Cassidy To Paul: Anti-Vaxxers Shouldn’t Be Allowed To ‘Infect Other People’

Sen. Bill Cassidy (R-LA), a physician before he began his career in politics, tore into so-called anti-vaxxers on Tuesday during a hearing on vaccines and public health.

“Let me give some color to what Sen. Paul said,” Cassidy said at the start of his remarks during a hearing of the Senate Committee on Health, Education, Labor and Pensions, the beginning of a fiery response to Sen. Rand Paul (R-KY)

The hearing, “Vaccines Save Lives: What Is Driving Preventable Disease Outbreaks?” featured public health professionals and a high school student who got vaccinated against his parents’ wishes when he turned 18.

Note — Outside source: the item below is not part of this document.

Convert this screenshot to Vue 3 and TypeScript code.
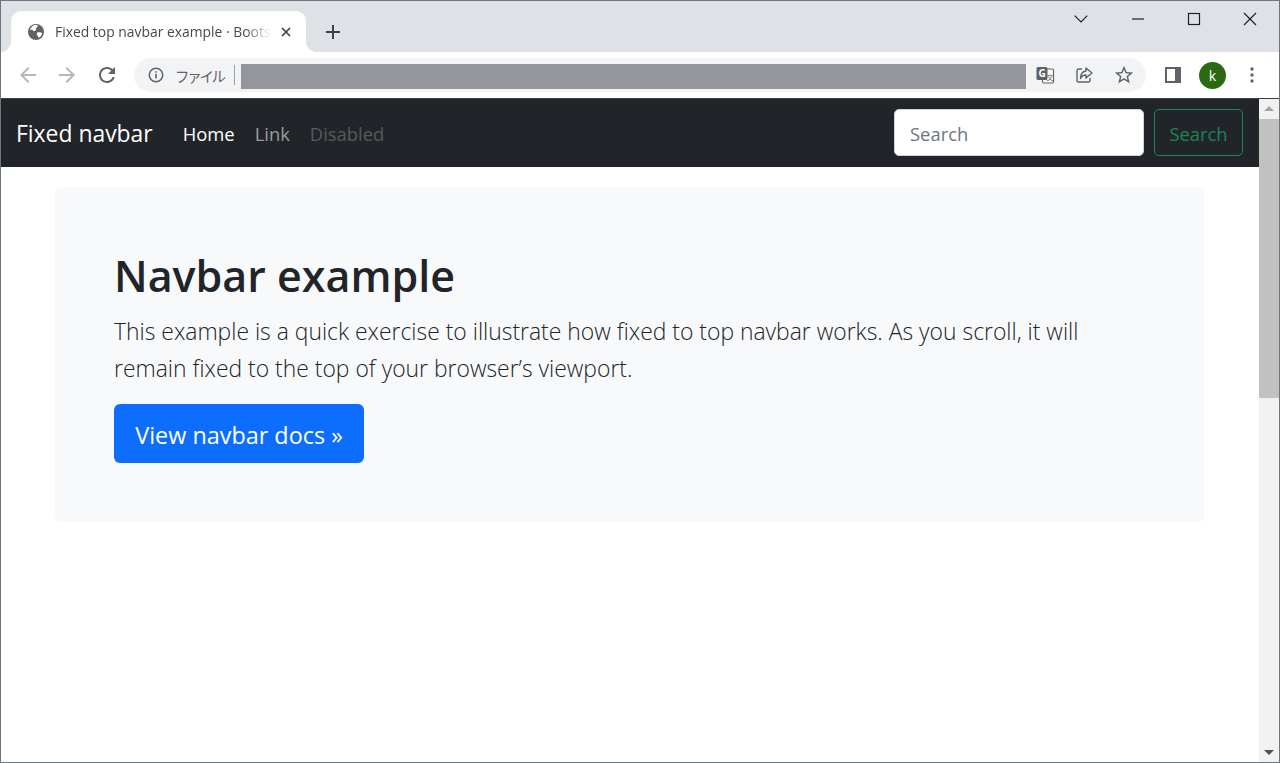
<script setup lang="ts">
const navLinks = [
  { label: 'Home', state: 'active' },
  { label: 'Link', state: '' },
  { label: 'Disabled', state: 'disabled' }
]
</script>

<template>
  <div class="window">
    <div class="tabstrip">
      <div class="tab">
        <svg class="favicon" viewBox="0 0 16 16" width="16" height="16">
          <circle cx="8" cy="8" r="8" fill="#5f6368" />
          <path d="M6.6 1.1 9.4 1 9.6 2.700 7.700 4.600 8.300 6 5.700 7.200 4 5.600 2 6.200C2.600 3.700 4.300 1.800 6.600 1.100zM9.500 8.300h3.200l1.500 1.200c-.5 1.900-1.700 3.300-3.400 4.200L9.700 12 8.700 10z" fill="#fff" />
        </svg>
        <span class="tab-title">Fixed top navbar example · Boots</span>
        <svg class="tab-close" viewBox="0 0 10 10" width="10" height="10">
          <path d="M1 1l8 8M9 1l-8 8" stroke="#3c4043" stroke-width="1.700" />
        </svg>
      </div>
      <svg class="new-tab" viewBox="0 0 16 16" width="16" height="16">
        <path d="M8 1v14M1 8h14" stroke="#3c4043" stroke-width="2" />
      </svg>
      <div class="window-controls">
        <svg class="ctl ctl-menu" viewBox="0 0 14 8" width="14" height="8">
          <path d="M.7.7 7 7 13.300.7" fill="none" stroke="#202124" stroke-width="1.200" />
        </svg>
        <svg class="ctl" viewBox="0 0 14 14" width="14" height="14">
          <path d="M1 7h12" stroke="#202124" stroke-width="1.200" />
        </svg>
        <svg class="ctl" viewBox="0 0 14 14" width="14" height="14">
          <rect x="1.500" y="1.500" width="11" height="11" fill="none" stroke="#202124" stroke-width="1.200" />
        </svg>
        <svg class="ctl" viewBox="0 0 14 14" width="14" height="14">
          <path d="M1 1l12 12M13 1 1 13" stroke="#202124" stroke-width="1.200" />
        </svg>
      </div>
    </div>

    <div class="toolbar">
      <svg class="tool" viewBox="0 0 24 24" width="24" height="24">
        <path d="M20 11H7.830l5.590-5.590L12 4l-8 8 8 8 1.410-1.410L7.830 13H20v-2z" fill="#b5b7ba" />
      </svg>
      <svg class="tool" viewBox="0 0 24 24" width="24" height="24">
        <path d="M12 4l-1.410 1.410L16.170 11H4v2h12.170l-5.580 5.590L12 20l8-8z" fill="#b5b7ba" />
      </svg>
      <svg class="tool tool-reload" viewBox="0 0 24 24" width="24" height="24">
        <path d="M17.650 6.350C16.200 4.900 14.210 4 12 4c-4.420 0-7.990 3.580-7.990 8s3.570 8 7.990 8c3.730 0 6.840-2.550 7.730-6h-2.080c-.82 2.330-3.040 4-5.650 4-3.310 0-6-2.690-6-6s2.690-6 6-6c1.660 0 3.140.69 4.220 1.780L13 11h7V4l-2.350 2.350z" fill="#5f6368" />
      </svg>
      <div class="omnibox">
        <svg class="info" viewBox="0 0 16 16" width="16" height="16">
          <circle cx="8" cy="8" r="6.700" fill="none" stroke="#5f6368" stroke-width="1.500" />
          <path d="M7.200 7h1.600v4.600H7.200zM7.200 4.200h1.600v1.600H7.200z" fill="#5f6368" />
        </svg>
        <span class="scheme">ファイル</span>
        <span class="sep"></span>
        <div class="url-mask"></div>
        <svg class="omni-icon translate" viewBox="0 0 20 20" width="20" height="20">
          <rect x="7.500" y="4" width="11" height="14" rx="1.500" fill="#fff" stroke="#5f6368" stroke-width="1.200" />
          <rect x="1.500" y="2" width="11" height="13" rx="1.500" fill="#5f6368" />
          <text x="7" y="12" class="translate-g">G</text>
          <text x="15" y="15" class="translate-z">文</text>
        </svg>
        <svg class="omni-icon" viewBox="0 0 20 20" width="20" height="20">
          <path d="M8 4H4.500A1.500 1.500 0 0 0 3 5.500v10A1.500 1.500 0 0 0 4.500 17h10a1.500 1.500 0 0 0 1.500-1.500V13" fill="none" stroke="#5f6368" stroke-width="1.400" />
          <path d="M12 3l6 5-6 5v-3C9.500 10 7.500 11 6.500 13.500 6.500 9.500 8.500 6.500 12 6z" fill="none" stroke="#5f6368" stroke-width="1.400" stroke-linejoin="round" />
        </svg>
        <svg class="omni-icon" viewBox="0 0 24 24" width="22" height="22">
          <path d="M22 9.240l-7.190-.62L12 2 9.190 8.630 2 9.240l5.460 4.730L5.820 21 12 17.270 18.180 21l-1.630-7.030L22 9.240zM12 15.400l-3.760 2.270 1-4.280-3.320-2.880 4.380-.38L12 6.100l1.710 4.040 4.380.38-3.320 2.880 1 4.280L12 15.400z" fill="#5f6368" />
        </svg>
      </div>
      <svg class="side-panel" viewBox="0 0 18 18" width="18" height="18">
        <rect x="1" y="1" width="16" height="16" fill="#5f6368" />
        <rect x="3" y="3" width="8" height="12" fill="#fff" />
      </svg>
      <span class="avatar">k</span>
      <svg class="menu-dots" viewBox="0 0 4 16" width="4" height="16">
        <circle cx="2" cy="2" r="1.700" fill="#5f6368" />
        <circle cx="2" cy="8" r="1.700" fill="#5f6368" />
        <circle cx="2" cy="14" r="1.700" fill="#5f6368" />
      </svg>
    </div>

    <div class="viewport">
      <div class="page">
        <nav class="navbar">
          <a class="brand">Fixed navbar</a>
          <ul class="nav-links">
            <li v-for="link in navLinks" :key="link.label" :class="link.state">{{ link.label }}</li>
          </ul>
          <form class="search" @submit.prevent>
            <input class="search-input" type="text" placeholder="Search" />
            <button class="search-btn" type="button">Search</button>
          </form>
        </nav>
        <main class="hero">
          <h1>Navbar example</h1>
          <p class="lead">This example is a quick exercise to illustrate how fixed to top navbar works. As you scroll, it will remain fixed to the top of your browser’s viewport.</p>
          <a class="btn-docs">View navbar docs »</a>
        </main>
      </div>
      <div class="scrollbar">
        <span class="arrow arrow-up"></span>
        <div class="track"><div class="thumb"></div></div>
        <span class="arrow arrow-down"></span>
      </div>
    </div>
  </div>
</template>

<style>
html, body {
  margin: 0;
  overflow: hidden;
}
</style>

<style scoped>
.window {
  box-sizing: border-box;
  width: 1280px;
  height: 763px;
  border: 1px solid #70757a;
  display: flex;
  flex-direction: column;
  font-family: "Open Sans", "Noto Sans", "Noto Sans CJK JP", sans-serif;
  background: #fff;
  overflow: hidden;
}

.tabstrip {
  height: 51px;
  flex: none;
  background: #dee1e6;
  display: flex;
  align-items: flex-end;
  padding-left: 10px;
}

.tab {
  position: relative;
  box-sizing: border-box;
  width: 295px;
  height: 41px;
  background: #fff;
  border-radius: 10px 10px 0 0;
  display: flex;
  align-items: center;
  padding: 0 0 0 17px;
}

.tab::before,
.tab::after {
  content: "";
  position: absolute;
  bottom: 0;
  width: 10px;
  height: 10px;
}

.tab::before {
  left: -10px;
  background: radial-gradient(circle at 0 0, #dee1e6 9.5px, #fff 10px);
}

.tab::after {
  right: -10px;
  background: radial-gradient(circle at 100% 0, #dee1e6 9.5px, #fff 10px);
}

.favicon {
  flex: none;
}

.tab-title {
  width: 216px;
  margin-left: 11px;
  font-size: 13.9px;
  color: #45494e;
  white-space: nowrap;
  -webkit-mask-image: linear-gradient(to right, #000 190px, transparent 216px);
  mask-image: linear-gradient(to right, #000 190px, transparent 216px);
}

.tab-close {
  margin-left: 10px;
}

.new-tab {
  margin: 0 0 12px 19px;
}

.window-controls {
  margin-left: auto;
  align-self: flex-start;
  display: flex;
  align-items: center;
  gap: 42px;
  padding: 11px 22px 0 0;
  height: 14px;
}

.ctl-menu {
  margin-right: 1px;
}

.toolbar {
  height: 46px;
  flex: none;
  display: flex;
  align-items: center;
  padding-left: 15px;
  background: #fff;
}

.tool {
  flex: none;
  margin-right: 15px;
}

.tool-reload {
  margin-left: 1px;
}

.omnibox {
  flex: none;
  width: 1012px;
  height: 34px;
  border-radius: 17px;
  background: #f1f3f4;
  display: flex;
  align-items: center;
  padding-left: 14px;
  box-sizing: border-box;
}

.scheme {
  flex: none;
  width: 49px;
  margin-left: 11px;
  font-size: 14.5px;
  letter-spacing: -2.300px;
  color: #5f6368;
  white-space: nowrap;
  font-family: "Noto Sans CJK JP", sans-serif;
}

.sep {
  flex: none;
  width: 1px;
  height: 20px;
  margin-left: 10px;
  background: #9aa0a6;
}

.url-mask {
  flex: none;
  width: 785px;
  height: 25px;
  margin: 2px 0 0 6px;
  background: #95969b;
}

.omni-icon {
  flex: none;
  margin-left: 19px;
}

.translate {
  margin-left: 9px;
}

.translate-g {
  font-size: 10px;
  font-weight: 700;
  fill: #fff;
  text-anchor: middle;
}

.translate-z {
  font-size: 7px;
  fill: #5f6368;
  text-anchor: middle;
  font-family: "Noto Sans CJK JP", sans-serif;
}

.side-panel {
  flex: none;
  margin-left: 18px;
}

.avatar {
  flex: none;
  width: 27px;
  height: 27px;
  margin-left: 17px;
  border-radius: 50%;
  background: #2b6a12;
  color: #fff;
  font-size: 14px;
  line-height: 27px;
  text-align: center;
}

.menu-dots {
  flex: none;
  margin-left: 24px;
}

.viewport {
  flex: 1;
  min-height: 0;
  display: flex;
  border-top: 1px solid #3c4043;
}

.page {
  flex: 1;
  min-width: 0;
  background: #fff;
}

.navbar {
  height: 68px;
  background: #212529;
  display: flex;
  align-items: center;
  padding: 0 16px 0 15px;
}

.brand {
  font-size: 22.9px;
  color: #fff;
  white-space: nowrap;
}

.nav-links {
  list-style: none;
  display: flex;
  gap: 20px;
  margin: 0 0 0 30px;
  padding: 0;
  font-size: 18.4px;
  color: rgba(255, 255, 255, 0.55);
}

.nav-links .active {
  color: #fff;
}

.nav-links .disabled {
  color: rgba(255, 255, 255, 0.25);
}

.search {
  margin-left: auto;
  margin-bottom: 1px;
  display: flex;
  gap: 10px;
}

.search-input {
  box-sizing: border-box;
  width: 250px;
  height: 47px;
  padding: 2px 20px 0 15px;
  border: 1px solid #ced4da;
  border-radius: 5px;
  background: #fff;
  font: inherit;
  font-size: 18.4px;
  outline: none;
}

.search-input::placeholder {
  color: #6c757d;
  opacity: 1;
}

.search-btn {
  box-sizing: border-box;
  width: 89px;
  height: 47px;
  padding: 2px 0 0;
  border: 1px solid #198754;
  border-radius: 5px;
  background: transparent;
  color: #198754;
  font: inherit;
  font-size: 18.4px;
}

.hero {
  box-sizing: border-box;
  width: 1149px;
  height: 335px;
  margin: 20px 0 0 54px;
  padding: 59px 59px;
  background: #f8f9fa;
  border-radius: 5px;
}

h1 {
  margin: 0 0 7px;
  font-size: 43px;
  font-weight: 600;
  line-height: 60px;
  color: #212529;
}

.lead {
  margin: 0 0 17px;
  font-size: 22.9px;
  font-weight: 300;
  line-height: 37px;
  color: #212529;
}

.btn-docs {
  display: inline-block;
  box-sizing: border-box;
  width: 250px;
  height: 59px;
  line-height: 62px;
  text-align: center;
  border-radius: 6px;
  background: #0d6efd;
  color: #fff;
  font-size: 23.4px;
}

.scrollbar {
  flex: none;
  width: 20px;
  background: #f1f1f1;
  display: flex;
  flex-direction: column;
  align-items: stretch;
}

.arrow {
  flex: none;
  height: 20px;
  position: relative;
}

.arrow::after {
  content: "";
  position: absolute;
  left: 5px;
  border-left: 5px solid transparent;
  border-right: 5px solid transparent;
}

.arrow-up::after {
  top: 7px;
  border-bottom: 5px solid #a3a3a3;
}

.arrow-down::after {
  bottom: 7px;
  border-top: 5px solid #505050;
}

.track {
  flex: 1;
}

.thumb {
  height: 279px;
  background: #c1c1c1;
}
</style>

Paul, himself a former ophthalmologist, stressed that he had personally vaccinated himself and his kids, “but I still don’t favor giving up on liberty for a false sense of security.” In the past, Paul has questioned whether vaccines should be required, and he’s parroted anti-vaccine conspiracy theories, such as in 2015, when he said he’d “heard of many tragic cases of walking, talking normal children who wound up with profound mental disorders after vaccines.”

Rand on Tuesday brought up a hypothetical in which the federal government mandated flu vaccines, “yet, the current science only allows for educated guessing when it comes to the flu vaccine.”

Cassidy appeared to take issue with the remarks.

“You may or may not know I am a physician,” Cassidy said. “I have seen people who have not been vaccinated who have required liver transplantation because they were not, and who have ended up with terrible diseases for no other reason than they did not understand vaccination was important.”

Even if flu shots are not completely effective, he said, “they do mitigate, and so there is a cross benefit that will decrease the severity.”

And further, he said, “hospitals commonly require their employees to be immunized, because they understand that herd immunity is important, and if a nurse’s aide is not immunized, she can be a Typhoid Mary, if you will, bringing disease to many who are immunocompromised.”

There is no federal vaccine requirement, though all states require certain vaccines for students, with state-by-state exemptions for medical, religious, and in some cases, philosophical reasons.

“The requirement is just that you cannot enter school unless you’re vaccinated,” Cassidy said. “Now, if you’re such a believer in liberty that you do not wish to be vaccinated, then there should be a consequence, and that is that you cannot infect other people.”